▸ **Goal**:
Will you transcribe all the entries word for word, skipping the pictures they hold?

▸ **Given records**:
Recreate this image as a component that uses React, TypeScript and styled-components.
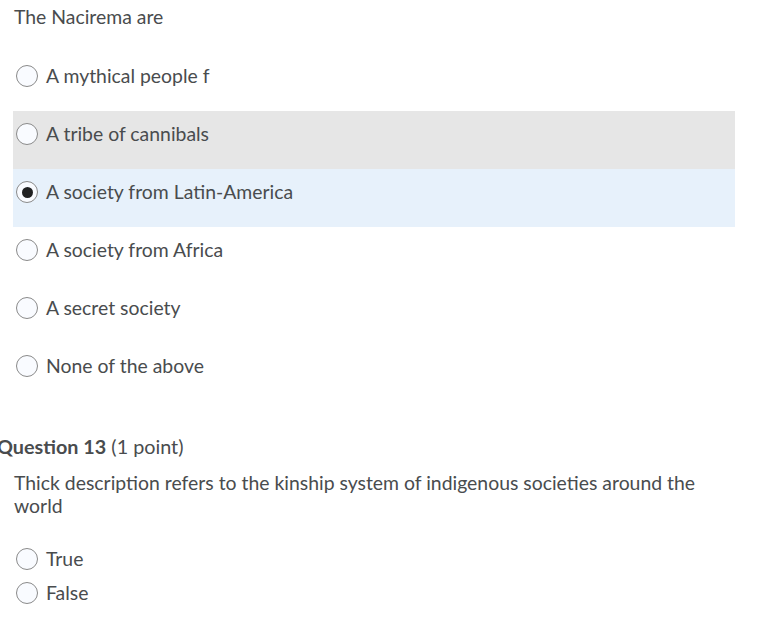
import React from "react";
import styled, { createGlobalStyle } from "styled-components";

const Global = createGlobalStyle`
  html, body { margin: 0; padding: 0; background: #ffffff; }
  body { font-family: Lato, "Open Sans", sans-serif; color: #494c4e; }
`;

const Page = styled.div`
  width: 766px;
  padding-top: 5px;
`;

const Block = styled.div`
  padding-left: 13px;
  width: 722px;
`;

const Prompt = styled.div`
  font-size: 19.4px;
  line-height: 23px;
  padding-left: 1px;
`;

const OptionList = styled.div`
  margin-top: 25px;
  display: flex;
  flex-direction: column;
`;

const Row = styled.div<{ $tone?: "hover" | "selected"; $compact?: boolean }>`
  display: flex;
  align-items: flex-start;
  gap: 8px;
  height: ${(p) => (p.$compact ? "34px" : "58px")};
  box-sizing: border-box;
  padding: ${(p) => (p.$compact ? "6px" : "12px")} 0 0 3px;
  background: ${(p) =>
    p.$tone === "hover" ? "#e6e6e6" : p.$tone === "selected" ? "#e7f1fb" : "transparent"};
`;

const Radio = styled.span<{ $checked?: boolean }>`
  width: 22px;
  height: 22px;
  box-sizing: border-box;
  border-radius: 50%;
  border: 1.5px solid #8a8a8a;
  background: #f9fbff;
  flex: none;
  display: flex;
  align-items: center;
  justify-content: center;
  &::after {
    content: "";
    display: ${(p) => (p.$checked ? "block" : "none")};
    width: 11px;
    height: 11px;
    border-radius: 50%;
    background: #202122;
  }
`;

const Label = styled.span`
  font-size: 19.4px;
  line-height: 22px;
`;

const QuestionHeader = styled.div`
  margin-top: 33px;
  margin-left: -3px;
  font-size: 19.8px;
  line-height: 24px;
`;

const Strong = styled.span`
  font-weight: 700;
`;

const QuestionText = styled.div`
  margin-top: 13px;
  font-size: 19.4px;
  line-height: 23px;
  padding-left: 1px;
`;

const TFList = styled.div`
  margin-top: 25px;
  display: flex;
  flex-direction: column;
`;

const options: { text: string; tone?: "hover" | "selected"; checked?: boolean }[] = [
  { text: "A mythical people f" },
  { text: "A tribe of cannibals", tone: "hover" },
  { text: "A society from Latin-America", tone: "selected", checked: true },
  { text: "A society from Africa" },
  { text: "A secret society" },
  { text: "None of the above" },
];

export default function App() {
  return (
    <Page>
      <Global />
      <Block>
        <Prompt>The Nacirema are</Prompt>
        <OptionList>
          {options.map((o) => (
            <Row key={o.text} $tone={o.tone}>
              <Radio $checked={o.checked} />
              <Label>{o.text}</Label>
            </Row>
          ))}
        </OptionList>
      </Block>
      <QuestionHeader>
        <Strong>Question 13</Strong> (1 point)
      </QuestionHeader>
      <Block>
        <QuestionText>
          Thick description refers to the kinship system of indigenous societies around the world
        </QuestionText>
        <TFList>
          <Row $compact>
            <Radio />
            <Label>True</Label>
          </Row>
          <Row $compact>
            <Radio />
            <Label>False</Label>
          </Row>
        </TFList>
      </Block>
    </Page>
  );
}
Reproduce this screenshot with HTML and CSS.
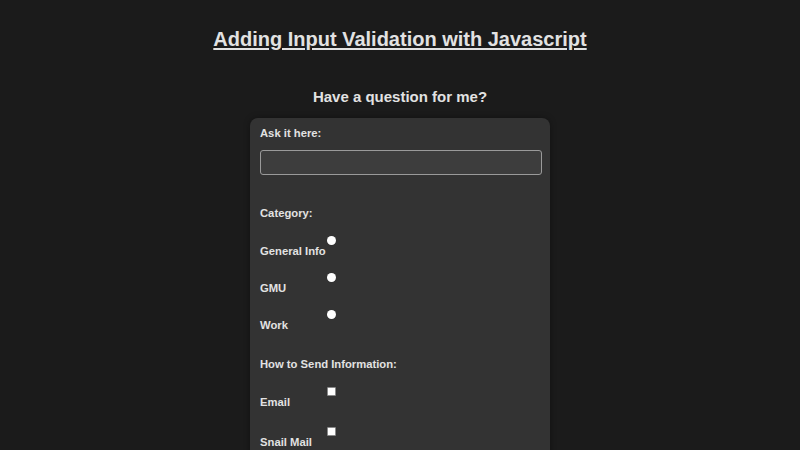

▸ **Response to the exercise**:
Recreate this image as a component that uses React, TypeScript and styled-components.
import React from "react";
import styled, { createGlobalStyle } from "styled-components";

const Global = createGlobalStyle`
  html, body { margin: 0; padding: 0; background: #ffffff; }
  body { font-family: Lato, "Open Sans", sans-serif; color: #494c4e; }
`;

const Page = styled.div`
  width: 766px;
  padding-top: 5px;
`;

const Block = styled.div`
  padding-left: 13px;
  width: 722px;
`;

const Prompt = styled.div`
  font-size: 19.4px;
  line-height: 23px;
  padding-left: 1px;
`;

const OptionList = styled.div`
  margin-top: 25px;
  display: flex;
  flex-direction: column;
`;

const Row = styled.div<{ $tone?: "hover" | "selected"; $compact?: boolean }>`
  display: flex;
  align-items: flex-start;
  gap: 8px;
  height: ${(p) => (p.$compact ? "34px" : "58px")};
  box-sizing: border-box;
  padding: ${(p) => (p.$compact ? "6px" : "12px")} 0 0 3px;
  background: ${(p) =>
    p.$tone === "hover" ? "#e6e6e6" : p.$tone === "selected" ? "#e7f1fb" : "transparent"};
`;

const Radio = styled.span<{ $checked?: boolean }>`
  width: 22px;
  height: 22px;
  box-sizing: border-box;
  border-radius: 50%;
  border: 1.5px solid #8a8a8a;
  background: #f9fbff;
  flex: none;
  display: flex;
  align-items: center;
  justify-content: center;
  &::after {
    content: "";
    display: ${(p) => (p.$checked ? "block" : "none")};
    width: 11px;
    height: 11px;
    border-radius: 50%;
    background: #202122;
  }
`;

const Label = styled.span`
  font-size: 19.4px;
  line-height: 22px;
`;

const QuestionHeader = styled.div`
  margin-top: 33px;
  margin-left: -3px;
  font-size: 19.8px;
  line-height: 24px;
`;

const Strong = styled.span`
  font-weight: 700;
`;

const QuestionText = styled.div`
  margin-top: 13px;
  font-size: 19.4px;
  line-height: 23px;
  padding-left: 1px;
`;

const TFList = styled.div`
  margin-top: 25px;
  display: flex;
  flex-direction: column;
`;

const options: { text: string; tone?: "hover" | "selected"; checked?: boolean }[] = [
  { text: "A mythical people f" },
  { text: "A tribe of cannibals", tone: "hover" },
  { text: "A society from Latin-America", tone: "selected", checked: true },
  { text: "A society from Africa" },
  { text: "A secret society" },
  { text: "None of the above" },
];

export default function App() {
  return (
    <Page>
      <Global />
      <Block>
        <Prompt>The Nacirema are</Prompt>
        <OptionList>
          {options.map((o) => (
            <Row key={o.text} $tone={o.tone}>
              <Radio $checked={o.checked} />
              <Label>{o.text}</Label>
            </Row>
          ))}
        </OptionList>
      </Block>
      <QuestionHeader>
        <Strong>Question 13</Strong> (1 point)
      </QuestionHeader>
      <Block>
        <QuestionText>
          Thick description refers to the kinship system of indigenous societies around the world
        </QuestionText>
        <TFList>
          <Row $compact>
            <Radio />
            <Label>True</Label>
          </Row>
          <Row $compact>
            <Radio />
            <Label>False</Label>
          </Row>
        </TFList>
      </Block>
    </Page>
  );
}
Reproduce this screenshot with HTML and CSS.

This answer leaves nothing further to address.